Feios – Na terra dos bonitos, quem é feio é rei

O ano era 2001, quando Harry Potter e a Pedra Filosofal (Harry Potter and the Sorcerer’s Stone) e O Senhor dos Anéis: A Sociedade do Anel (The Lord of the Rings: The Fellowship of the Ring) estrearam no cinema dando o pontapé inicial para uma nova era de adaptações de livros de fantasia no cinema. De lá para cá, muita coisa aconteceu, com ápice de adaptações acontecendo entre 2008 a 2014 tendo Crepúsculo, Jogos Vorazes, a série de filmes de Divergente, Percy Jackson, dentre outras obras literárias que tiveram sua versão live action na telona. Entre sucessos e fracassos, o gênero saturou e acabou migrando para os streamings, onde tenta sobreviver a um mercado mais exigente e difícil de agradar.

Digo isto, para falar da adaptação do livro de mesmo nome de Scott Westerfeld, Feios (Uglies, 2024), longa que ficou bastante tempo na geladeira e demorou quase 18 anos para ver a luz do dia, sendo produzido e depois adquirido pela Netflix para ser lançado mês passado no dia 13 de setembro. 

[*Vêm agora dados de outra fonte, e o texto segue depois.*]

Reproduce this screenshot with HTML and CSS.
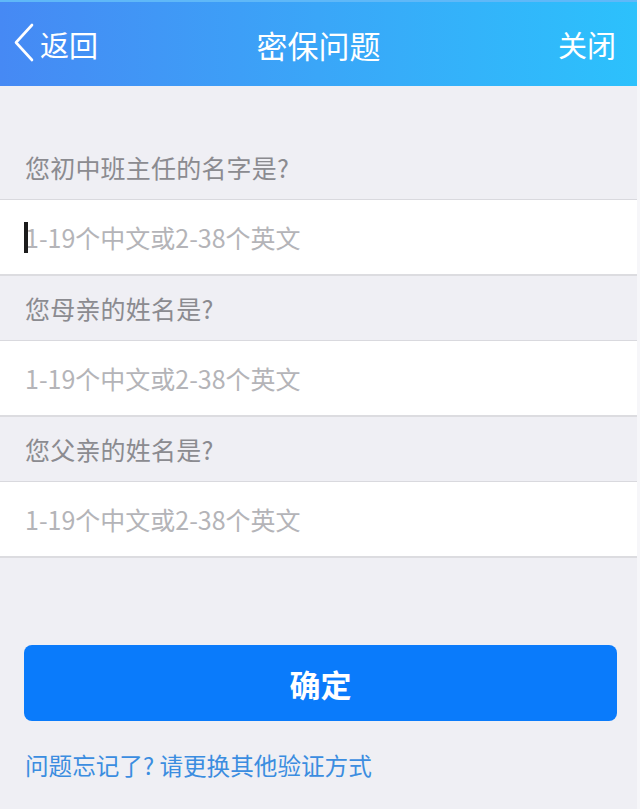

A narrativa conta a história da jovem Tally (Joey King) e seu amigo Peris (Chase Stokes), que vivem num futuro não muito distante, onde a sociedade vive com base na aparência, onde os “bonitos” possuem privilégios e vivem numa sociedade rica e prospera, enquanto os considerados “feios” precisam aguardar até os 16 anos para passar por procedimentos estéticos e assim ter o privilégio de pertencer a esta classe mais favorecida. 

O longa dirigido por McG é cheio de boas intenções, inclusive para quem não conhece a história, o primeiro ato é bem atrativo, porém o roteiro escrito por Jacob Forman, Vanessa Taylor e Whit Anderson, tem trabalho em condensar tramas, sendo assim, conseguimos entender bem como funciona esta sociedade distópica e a necessidade de os jovens atingirem a maioridade para serem “bonitos”, porém o filme deixa a desejar a relação entre Tally e Peris, que passa muito rápido e sem muitas sutilezas.

O filme ganha mais camadas quando vemos alternativas fora do sistema apresentadas a protagonista, quando o amigo vai para cidade dos “bonitos” e a mesma conhece a rebelde Shay (Brianne Tju), mostrando que aquele estilo de sociedade não é exatamente correto. É claro que Feios bebe da fonte de toda adaptação “teen”, com cenas de ação futuristas, romance e uma dose de revolução. 

A primeira metade, que no começo soa apressada, fica melhor na metade final, ainda que seja bastante previsível na forma como tudo se desenvolve, fica clara a tentativa de criar algo empolgante que traz bons questionamentos sobre padrões de beleza na sociedade. Falta sim ao longa um aprofundamento do tema e explorar mais o grupo da Fumaça liderado por David (Keith Powers), que acaba se tornando um interesse romântico para Tally.

Em termos de produção, o orçamento limitado cria um visual bastante artificial na parte dos cenários futuristas, porém não deixa muito a desejar em termos de cenas de ação. Ambientação, figurino e a trilha sonora pop adolescente deixa o filme com cara de produção do começo dos anos 2010, o que me leva a crer que este filme faria bastante sucesso se tivesse sido lançado na época de Jogos Vorazes.

O elenco é um bom chamativo, com destaque mesmo para Joey King, que traz os conflitos esperados de uma garota que sonha em ser “bonita” (como se ela precisasse de uma transformação para isto), mas acaba se apaixonando pela simplicidade de David e Shay, como consequência começa a questionar tudo aquilo que fazia sentido em sua vida. A jovem Brianne Tju e os jovens Keith Powers e Chase Stokes, estão ok e formam com King o quarteto adolescente do filme. Laverne Cox é a vilã da vez no papel de Dra. Cable, representante do modelo de sociedade perfeito e que caça qualquer pessoa que se opõe ao sistema, a atriz é um pouco caricata, mas acaba sendo uma boa ameaça.

No geral, Feios não é um grande filme, e talvez nem queira ser, inclusive é até conveniente ver McG dirigindo uma produção assim, entregando um trabalho padrão que se apoia na nostalgia das adaptações literárias para tentar conquistar os fãs da série de livros trazendo um sci-fi adolescente que não soa brilhante, mas ao menos é um entretenimento honesto, com uma história que oferece potencial trazendo uma narrativa que oscila entre altos e baixos, mas deixa uma boa reviravolta no ato final com a promessa de uma sequência com potencial, resta saber se o público estará interessado em acompanhar.